When is the right time for a cannabis entrepreneur to bring in legal representation?

While it is helpful to have a trusted legal advisor for any number of big and small questions, many cannabis companies need to keep a close watch on their legal spend. If nothing else, it’s useful to consult with knowledgeable legal counsel during the company’s “pinch points,” or periods of growth or change.

Often, the first “pinch point” is entity formation. Cannabis companies should structure the entity in a compliant, smart way that meets regulatory requirements, investors’ demands and operational needs. Then, it should enter into governing documents, like an LLC Operating Agreement or a Shareholder Agreement. That way, all owners know the “rules of the game” at the start of the relationship, like decision-making, distributions of profits and losses, dispute resolution and the addition or removal of owners. It’s crucial to engage knowledgeable counsel who can address entity formation and governance from regulatory, tax and liability perspectives, to ensure that the company starts off on strong footing.

Other “pinch points” happen later in the company’s life cycle. If a cannabis company is moving into a new facility, it may be wise for an attorney to review the lease. If a company wants to move into a new market through an IP license, counsel should likely review that agreement. And if the company is looking for an exit, it should consult with skilled M&A counsel attuned to the cannabis regulatory considerations.

Do you have advice for a student who would like to work in cannabis law?

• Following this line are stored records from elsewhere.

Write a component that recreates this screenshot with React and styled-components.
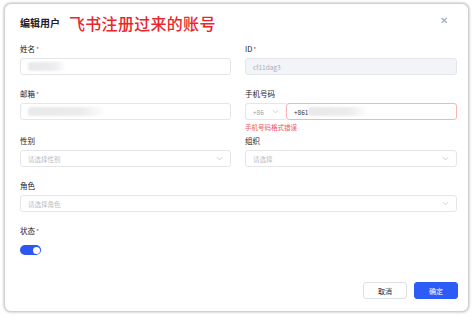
import React from "react";
import styled, { createGlobalStyle } from "styled-components";

const GlobalStyle = createGlobalStyle`
  html, body {
    margin: 0;
    padding: 0;
    background: #ffffff;
    font-family: "Noto Sans CJK SC", "Noto Sans", sans-serif;
  }
`;

const Page = styled.div`
  width: 474px;
  height: 316px;
  padding: 4px 6px 0 5px;
  box-sizing: border-box;
`;

const Modal = styled.div`
  width: 463px;
  height: 307px;
  box-sizing: border-box;
  background: #fff;
  border-radius: 6px;
  box-shadow: 0 0 0 1px #d0d0d0, 0 0 2px 2px rgba(0, 0, 0, 0.15);
  padding: 0 12px 12px 15px;
  display: flex;
  flex-direction: column;
`;

const Header = styled.div`
  height: 40px;
  display: flex;
  align-items: center;
  gap: 9px;
  position: relative;
`;

const Title = styled.div`
  font-size: 10px;
  font-weight: 700;
  color: #1d2129;
  margin-top: -4px;
`;

const Note = styled.div`
  font-size: 16px;
  color: #e8262c;
  font-weight: 500;
  letter-spacing: 0.3px;
  margin-top: -2px;
`;

const Close = styled.div`
  position: absolute;
  right: 8px;
  top: 11px;
  color: #9aa0a8;
  font-size: 10px;
  line-height: 10px;
`;

const Grid = styled.div`
  display: grid;
  grid-template-columns: 211px 212px;
  column-gap: 14px;
`;

const Item = styled.div`
  grid-column: ${(p) => (p.$full ? "1 / 3" : "auto")};
  margin-bottom: ${(p) => (p.$error ? 0 : 14)}px;
`;

const Label = styled.div`
  font-size: 7.5px;
  line-height: 10px;
  color: #1d2129;
  margin-bottom: 4px;
  display: flex;
  align-items: flex-start;
  span {
    color: #f53f3f;
    margin-left: 1px;
    font-size: 7px;
  }
`;

const Box = styled.div`
  height: 17px;
  box-sizing: border-box;
  border: 1px solid ${(p) => (p.$error ? "#f7b3b7" : "#e4e6ea")};
  border-radius: 3px;
  background: ${(p) => (p.$disabled ? "#f2f4f7" : "#fff")};
  display: flex;
  align-items: center;
  padding: 0 7px;
  font-size: 6.5px;
  color: ${(p) => (p.$disabled ? "#a9aeb6" : "#333")};
  flex: ${(p) => (p.$grow ? 1 : "none")};
`;

const CodeSelect = styled(Box)`
  width: 41px;
  border-right: none;
  border-top-right-radius: 0;
  border-bottom-right-radius: 0;
  justify-content: space-between;
  color: #9ca1a9;
`;

const Placeholder = styled.span`
  color: #b9bdc4;
  flex: 1;
`;

const Blur = styled.div`
  height: 9px;
  width: ${(p) => p.$w}px;
  border-radius: 3px;
  background: linear-gradient(90deg, #e9e9eb 0%, #ececee 70%, rgba(240, 240, 242, 0) 100%);
  filter: blur(1px);
`;

const Chevron = styled.svg`
  width: 7px;
  height: 5px;
  flex: none;
`;

const PhoneRow = styled.div`
  display: flex;
`;

const ErrorText = styled.div`
  font-size: 6.5px;
  line-height: 8px;
  color: #f2555a;
  padding-top: 3px;
  height: 13px;
`;

const Switch = styled.div`
  width: 21px;
  height: 10px;
  border-radius: 5px;
  background: #2d57f0;
  position: relative;
  margin-top: 9px;
  &::after {
    content: "";
    position: absolute;
    right: 1.5px;
    top: 1.5px;
    width: 7px;
    height: 7px;
    border-radius: 50%;
    background: #fff;
  }
`;

const Footer = styled.div`
  margin-top: auto;
  margin-right: -2px;
  display: flex;
  justify-content: flex-end;
  gap: 7px;
`;

const Button = styled.button`
  width: 44px;
  height: 17px;
  border-radius: 3px;
  font-size: 7px;
  font-family: inherit;
  padding: 0;
  cursor: pointer;
  border: 1px solid ${(p) => (p.$primary ? "#2d5bf5" : "#dcdfe4")};
  background: ${(p) => (p.$primary ? "#2d5bf5" : "#fff")};
  color: ${(p) => (p.$primary ? "#fff" : "#1d2129")};
`;

const Down = () => (
  <Chevron viewBox="0 0 8 5">
    <path d="M1 1 L4 4 L7 1" fill="none" stroke="#b4b8bf" strokeWidth="0.8" />
  </Chevron>
);

export default function App() {
  return (
    <Page>
      <GlobalStyle />
      <Modal>
        <Header>
          <Title>编辑用户</Title>
          <Note>飞书注册过来的账号</Note>
          <Close>✕</Close>
        </Header>
        <Grid>
          <Item>
            <Label>
              姓名<span>*</span>
            </Label>
            <Box>
              <Blur $w={38} />
            </Box>
          </Item>
          <Item>
            <Label>
              ID<span>*</span>
            </Label>
            <Box $disabled>cf11dag3</Box>
          </Item>
          <Item>
            <Label>
              邮箱<span>*</span>
            </Label>
            <Box>
              <Blur $w={78} />
            </Box>
          </Item>
          <Item $error>
            <Label>手机号码</Label>
            <PhoneRow>
              <CodeSelect>
                +86
                <Down />
              </CodeSelect>
              <Box $grow $error>
                +861
                <Blur $w={60} />
              </Box>
            </PhoneRow>
            <ErrorText>手机号码格式错误</ErrorText>
          </Item>
          <Item>
            <Label>性别</Label>
            <Box>
              <Placeholder>请选择性别</Placeholder>
              <Down />
            </Box>
          </Item>
          <Item>
            <Label>组织</Label>
            <Box>
              <Placeholder>请选择</Placeholder>
              <Down />
            </Box>
          </Item>
          <Item $full>
            <Label>角色</Label>
            <Box>
              <Placeholder>请选择角色</Placeholder>
              <Down />
            </Box>
          </Item>
          <Item>
            <Label>
              状态<span>*</span>
            </Label>
            <Switch />
          </Item>
        </Grid>
        <Footer>
          <Button>取消</Button>
          <Button $primary>确定</Button>
        </Footer>
      </Modal>
    </Page>
  );
}
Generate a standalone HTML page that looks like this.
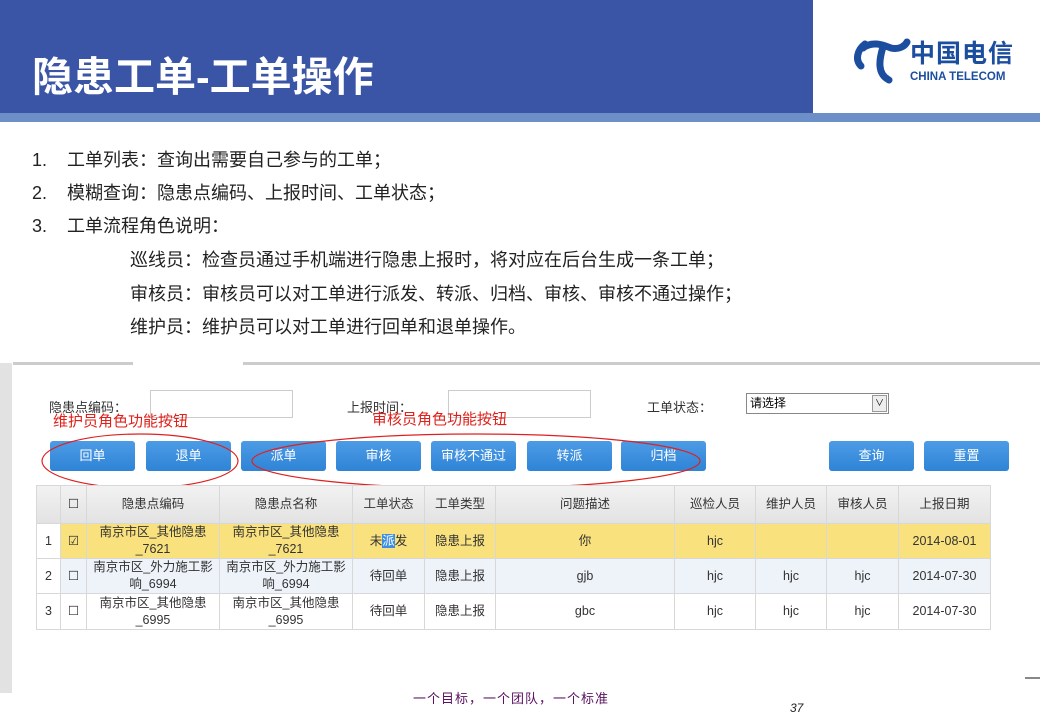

I received some great advice from a mentor early in my career: Don’t just dabble in the industry. To find success, you need to identify a great mentor, expand your substantive skills, develop your industry knowledge, and build regulatory contacts. That will not occur if you merely “dip your toe” into the cannabis space with a project or two. It’s important to build your experience from both risk management and competency perspectives, and work to flex those muscles every day.